_DESCRIPTION OF THE TASK:_
Copy out the data below from the line containing "Convert this table" to the line containing "type Row = [string, string, string, string, string];", both lines included, with all images left out.
'''
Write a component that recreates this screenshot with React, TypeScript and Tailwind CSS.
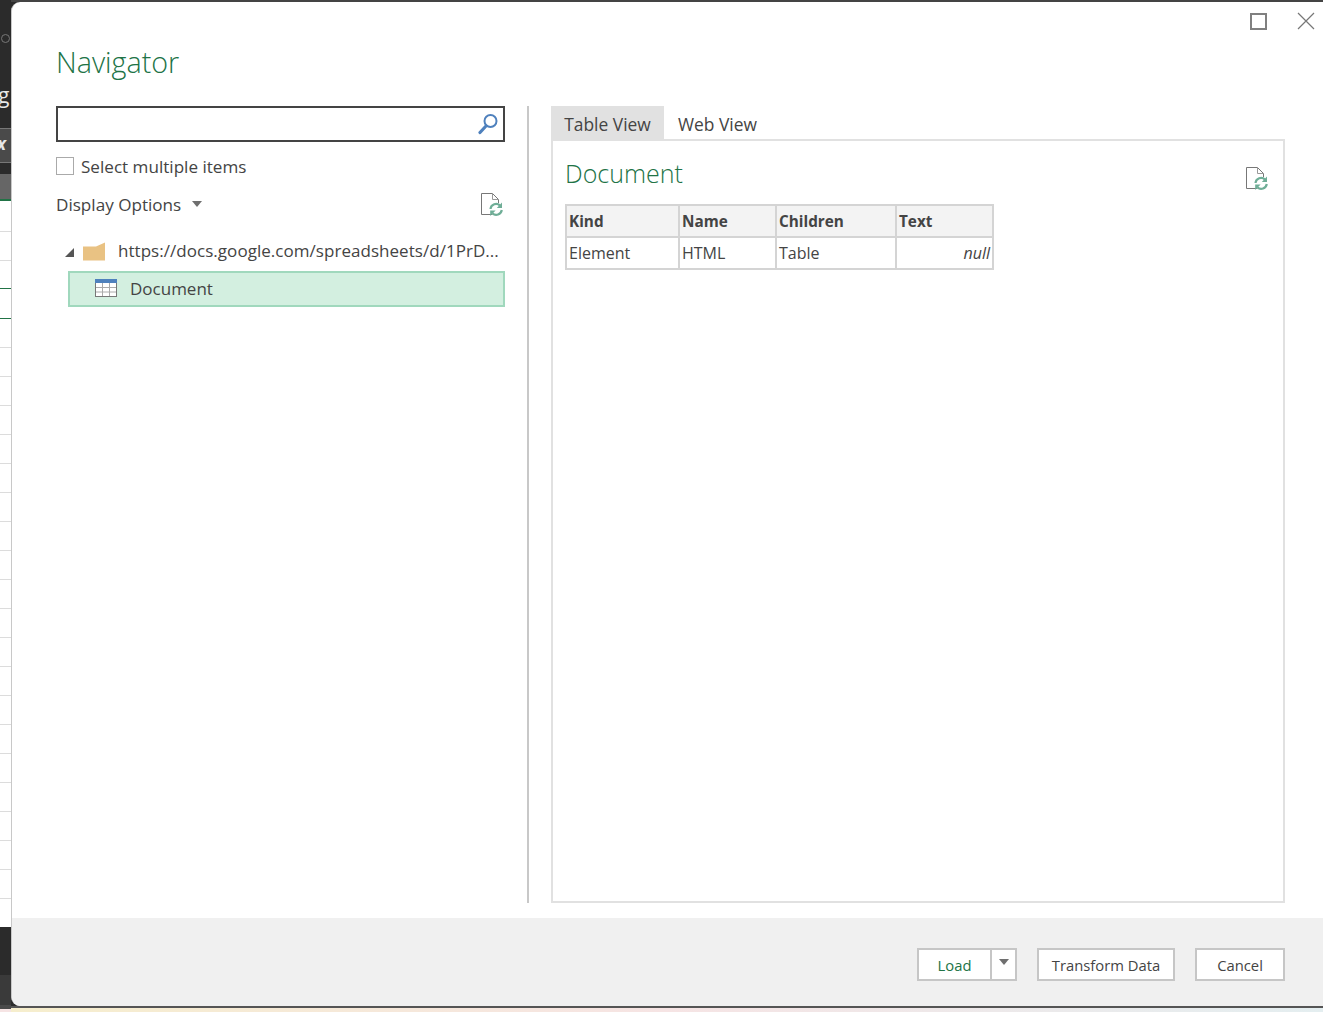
import React from "react";

function FileRefresh() {
  return (
    <svg width="24" height="24" viewBox="0 0 24 24" fill="none">
      <path d="M12.5 22.5H1.5V1.5H12.5L18.5 7.5V11" stroke="#777" strokeWidth="1" />
      <path d="M12.5 1.5V7.5H18.5" stroke="#999" strokeWidth="1" />
      <path d="M10.5 17A5.6 5.6 0 0 1 20 13.6" stroke="#6fae97" strokeWidth="2.2" />
      <path d="M22 10.5V16H16.8Z" fill="#6fae97" />
      <path d="M21.8 18A5.6 5.6 0 0 1 12.4 21.2" stroke="#6fae97" strokeWidth="2.2" />
      <path d="M10.2 24V18.6H15.6Z" fill="#6fae97" />
    </svg>
  );
}

function Caret({ className }: { className: string }) {
  return (
    <svg className={className} width="10" height="6" viewBox="0 0 10 6">
      <path d="M0 0H10L5 6Z" fill="#6f6f6f" />
    </svg>
  );
}

function SideStrip() {
  const rows = ["h-[31px]", "h-[29px]", "h-[28px]", "h-[30px]"];
  return (
    <div className="w-[11px] h-[1012px] shrink-0 flex flex-col bg-[#2b2b2b] overflow-hidden text-[#e8e8e8]">
      <div className="h-[128px] pt-[34px] relative">
        <div className="w-[9px] h-[9px] ml-[1px] rounded-full border border-[#777]" />
        <span className="absolute left-0 top-[82px] text-[21px] leading-[26px] -ml-[2px]">g</span>
      </div>
      <div className="h-[35px] border-y border-[#777] bg-[#4a4a4a] text-[17px] leading-[30px] font-bold italic -ml-[3px]">x</div>
      <div className="h-[11px]" />
      <div className="h-[27px] bg-[#666] border-b-2 border-[#217346]" />
      <div className="h-[726px] bg-white flex flex-col">
        {rows.map((r, i) => (
          <div key={i} className={`${r} border-b ${i >= 2 ? "border-[#217346]" : "border-[#dcdcdc]"}`} />
        ))}
        <div className="flex-1 bg-[repeating-linear-gradient(to_bottom,#ffffff_0px,#ffffff_28px,#dcdcdc_28px,#dcdcdc_29px)]" />
      </div>
      <div className="h-[48px] bg-[#2b2b2b]" />
      <div className="h-[30px] bg-[#3a3a3a]" />
      <div className="h-[4px] bg-[#4a4a4a]" />
      <div className="flex-1 bg-[#f6e4e4]" />
    </div>
  );
}

const cell = "border-2 border-[#d4d4d4] px-[2px] text-left";

export default function App() {
  return (
    <div
      className="w-[1323px] h-[1012px] overflow-hidden flex bg-[#2b2b2b] text-[#444] font-['Open_Sans','Noto_Sans',sans-serif]"
    >
      <SideStrip />
      <div className="flex-1 flex flex-col">
        <div className="h-[2px] bg-[#444]" />
        <div className="h-[1004px] flex flex-col bg-white rounded-tl-[9px] rounded-bl-[9px] overflow-hidden border-l border-[#c8c8c8]">
          <div className="h-[916px] flex flex-col relative">
            <div className="absolute right-[8px] top-[10px] flex items-center gap-[30px]">
              <div className="w-[17px] h-[17px] border-2 border-[#808080]" />
              <svg width="18" height="18" viewBox="0 0 18 18">
                <path d="M1 1L17 17M17 1L1 17" stroke="#777" strokeWidth="1.2" />
              </svg>
            </div>
            <div className="pl-[44px] h-[104px] pt-[41px]">
              <h1 className="font-light text-[28.7px] leading-[38px] text-[#217346]">Navigator</h1>
            </div>
            <div className="flex flex-1 pb-[15px]">
              <div className="w-[517px] shrink-0 border-r-2 border-[#c8c8c8] flex flex-col pl-[44px] pr-[22px]">
                <div className="h-[36px] border-2 border-[#444] flex items-center justify-end pr-[5px]">
                  <svg width="20" height="22" viewBox="0 0 20 22" fill="none">
                    <circle cx="12.5" cy="8" r="6" stroke="#4f81bd" strokeWidth="2" />
                    <path d="M8 13L2 19.5" stroke="#4f81bd" strokeWidth="3.2" strokeLinecap="round" />
                  </svg>
                </div>
                <label className="mt-[15px] h-[18px] flex items-center gap-[7px] text-[17.1px] leading-[24px]">
                  <span className="w-[18px] h-[18px] border border-[#aaa]" />
                  <span className="relative top-[1px]">Select multiple items</span>
                </label>
                <div className="mt-[13px] h-[34px] flex items-center justify-between text-[17.1px]">
                  <span className="flex items-center gap-[11px]">
                    Display Options
                    <Caret className="-mt-[2px]" />
                  </span>
                  <span className="-mt-[3px] mr-[1px]"><FileRefresh /></span>
                </div>
                <div className="mt-[14px] h-[30px] flex items-center pl-[8px] text-[17px] whitespace-nowrap">
                  <svg width="11" height="11" viewBox="0 0 11 11" className="mt-[2px]">
                    <path d="M10 1V10H1Z" fill="#555" />
                  </svg>
                  <svg className="ml-[8px]" width="23" height="19" viewBox="0 0 23 19">
                    <path d="M0 4.5H13L22 0.5V18.5H0Z" fill="#e9c283" />
                  </svg>
                  <span className="ml-[12px] tracking-[0.04px]">https://docs.google.com/spreadsheets/d/1PrD...</span>
                </div>
                <div className="ml-[12px] mt-[5px] h-[36px] bg-[#d3efe0] border-2 border-[#a0d8bd] flex items-center pl-[25px] text-[17px]">
                  <svg width="22" height="18" viewBox="0 0 22 18" className="-mt-[3px]">
                    <rect x="0.5" y="0.5" width="21" height="17" fill="#fff" stroke="#777" />
                    <rect width="22" height="4" fill="#4f81bd" />
                    <path d="M7.5 4V17M14.5 4V17M1 8.5H21M1 13H21" stroke="#aaa" />
                  </svg>
                  <span className="ml-[13px]">Document</span>
                </div>
              </div>
              <div className="flex-1 flex flex-col pl-[22px] pr-[38px]">
                <div className="flex h-[34px] text-[17.4px]">
                  <div className="w-[113px] bg-[#e1e1e1] flex items-center justify-center pt-[2px]">Table View</div>
                  <div className="w-[107px] flex items-center justify-center pt-[2px]">Web View</div>
                </div>
                <div className="flex-1 -mt-[1px] border-2 border-[#e1e1e1] px-[12px] relative">
                  <h2 className="mt-[15px] text-[25px] leading-[34px] font-light text-[#217346]">Document</h2>
                  <span className="absolute right-[14px] top-[25px]"><FileRefresh /></span>
                  <table className="mt-[14px] w-[427px] table-fixed border-collapse text-[16px]">
                    <colgroup>
                      <col className="w-[113px]" />
                      <col className="w-[97px]" />
                      <col className="w-[120px]" />
                      <col className="w-[97px]" />
                    </colgroup>
                    <thead>
                      <tr className="h-[32px] bg-[#f3f3f3] text-[15.3px] font-bold">
                        <th className={cell}>Kind</th>
                        <th className={cell}>Name</th>
                        <th className={cell}>Children</th>
                        <th className={cell}>Text</th>
                      </tr>
                    </thead>
                    <tbody>
                      <tr className="h-[32px]">
                        <td className={cell}>Element</td>
                        <td className={cell}>HTML</td>
                        <td className={cell}>Table</td>
                        <td className={`${cell} text-right italic`}>null</td>
                      </tr>
                    </tbody>
                  </table>
                </div>
              </div>
            </div>
          </div>
          <div className="flex-1 bg-[#f0f0f0] flex justify-end items-start pt-[30px] pr-[38px] text-[14.8px]">
            <div className="h-[33px] flex border-2 border-[#c6c6c6] bg-white">
              <button className="w-[73px] pt-[2px] border-r-2 border-[#c6c6c6] text-[#217346]">Load</button>
              <button className="w-[23px] flex items-center justify-center pb-[6px]"><Caret className="" /></button>
            </div>
            <button className="ml-[20px] w-[138px] h-[33px] pt-[2px] border-2 border-[#c6c6c6] bg-white">Transform Data</button>
            <button className="ml-[20px] w-[90px] h-[33px] pt-[2px] border-2 border-[#c6c6c6] bg-white">Cancel</button>
          </div>
        </div>
        <div className="h-[2px] bg-[#555]" />
        <div className="flex-1 bg-[linear-gradient(to_right,#f6eecd,#f6e4e4_50%,#e4eef0)]" />
      </div>
    </div>
  );
}
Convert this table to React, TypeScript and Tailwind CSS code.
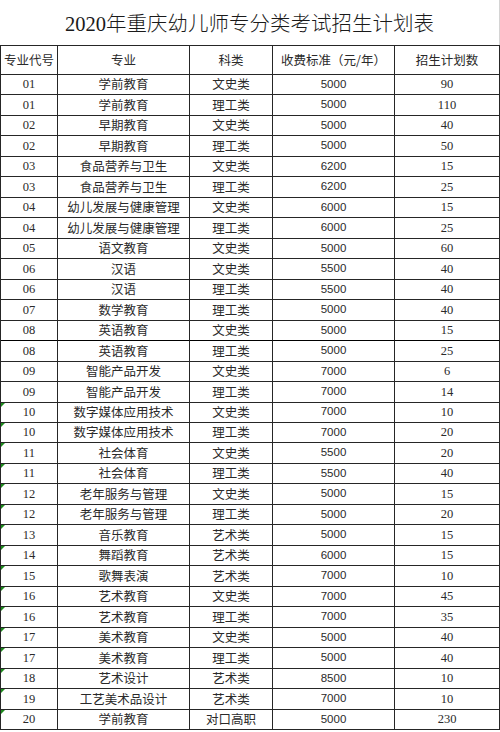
import React from "react";

type Row = [string, string, string, string, string];

const rows: Row[] = [
  ["01", "学前教育", "文史类", "5000", "90"],
  ["01", "学前教育", "理工类", "5000", "110"],
  ["02", "早期教育", "文史类", "5000", "40"],
  ["02", "早期教育", "理工类", "5000", "50"],
  ["03", "食品营养与卫生", "文史类", "6200", "15"],
  ["03", "食品营养与卫生", "理工类", "6200", "25"],
  ["04", "幼儿发展与健康管理", "文史类", "6000", "15"],
  ["04", "幼儿发展与健康管理", "理工类", "6000", "25"],
  ["05", "语文教育", "文史类", "5000", "60"],
  ["06", "汉语", "文史类", "5500", "40"],
  ["06", "汉语", "理工类", "5500", "40"],
  ["07", "数学教育", "理工类", "5000", "40"],
  ["08", "英语教育", "文史类", "5000", "15"],
  ["08", "英语教育", "理工类", "5000", "25"],
  ["09", "智能产品开发", "文史类", "7000", "6"],
  ["09", "智能产品开发", "理工类", "7000", "14"],
  ["10", "数字媒体应用技术", "文史类", "7000", "10"],
  ["10", "数字媒体应用技术", "理工类", "7000", "20"],
  ["11", "社会体育", "文史类", "5500", "20"],
  ["11", "社会体育", "理工类", "5500", "40"],
  ["12", "老年服务与管理", "文史类", "5000", "15"],
  ["12", "老年服务与管理", "理工类", "5000", "20"],
  ["13", "音乐教育", "艺术类", "5000", "15"],
  ["14", "舞蹈教育", "艺术类", "6000", "15"],
  ["15", "歌舞表演", "艺术类", "7000", "10"],
  ["16", "艺术教育", "文史类", "7000", "45"],
  ["16", "艺术教育", "理工类", "7000", "35"],
  ["17", "美术教育", "文史类", "5000", "40"],
  ["17", "美术教育", "理工类", "5000", "40"],
  ["18", "艺术设计", "艺术类", "8500", "10"],
  ["19", "工艺美术品设计", "艺术类", "7000", "10"],
  ["20", "学前教育", "对口高职", "5000", "230"],
];

const cjk = "font-['Noto_Sans_CJK_SC',sans-serif]";
const serif = "font-['Liberation_Serif','Noto_Sans_CJK_SC',serif]";
const sans = "font-['Liberation_Sans','Noto_Sans_CJK_SC',sans-serif]";

const cell =
  "relative flex items-center justify-center border-r border-b border-[#262626] leading-none text-[#2a2a2a] whitespace-nowrap";

function Tri() {
  return (
    <svg className="absolute left-0 top-0" width="4" height="4" viewBox="0 0 4 4">
      <polygon points="0,0 4,0 0,4" fill="#1e8a1e" />
    </svg>
  );
}

export default function App() {
  return (
    <div className="w-[500px] h-[732px] bg-white overflow-hidden">
      <div className="h-[45px] flex items-center justify-center border-r border-[#d4d4d4]">
        <span className="text-[20.5px] leading-none font-light text-[#1a1a1a] font-['Liberation_Serif','Noto_Sans_CJK_SC',serif] pt-[4px]">
          2020年重庆幼儿师专分类考试招生计划表
        </span>
      </div>
      <div className="grid grid-cols-[57px_132px_83px_122px_105px] border-l border-t border-[#262626] w-[500px]">
        {["专业代号", "专业", "科类", "收费标准（元/年）", "招生计划数"].map((h) => (
          <div key={h} className={`${cell} ${cjk} h-[29px] text-[12.5px]`}>
            {h}
          </div>
        ))}
        {rows.map((r, i) => {
          const tri = parseInt(r[0], 10) >= 10;
          const thick = i === 12 ? "border-b-black" : "";
          return (
            <React.Fragment key={i}>
              <div className={`${cell} ${thick} ${serif} h-[20.47px] text-[12.5px]`}>
                {tri && <Tri />}
                {r[0]}
              </div>
              <div className={`${cell} ${thick} ${cjk} h-[20.47px] text-[12.5px]`}>{r[1]}</div>
              <div className={`${cell} ${thick} ${cjk} h-[20.47px] text-[12.5px]`}>{r[2]}</div>
              <div className={`${cell} ${thick} ${sans} h-[20.47px] text-[11.5px]`}>{r[3]}</div>
              <div className={`${cell} ${thick} ${serif} h-[20.47px] text-[12.5px]`}>{r[4]}</div>
            </React.Fragment>
          );
        })}
      </div>
    </div>
  );
}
'''
_COMPLETE OUTPUT:_
Convert this table to React, TypeScript and Tailwind CSS code.
import React from "react";

type Row = [string, string, string, string, string];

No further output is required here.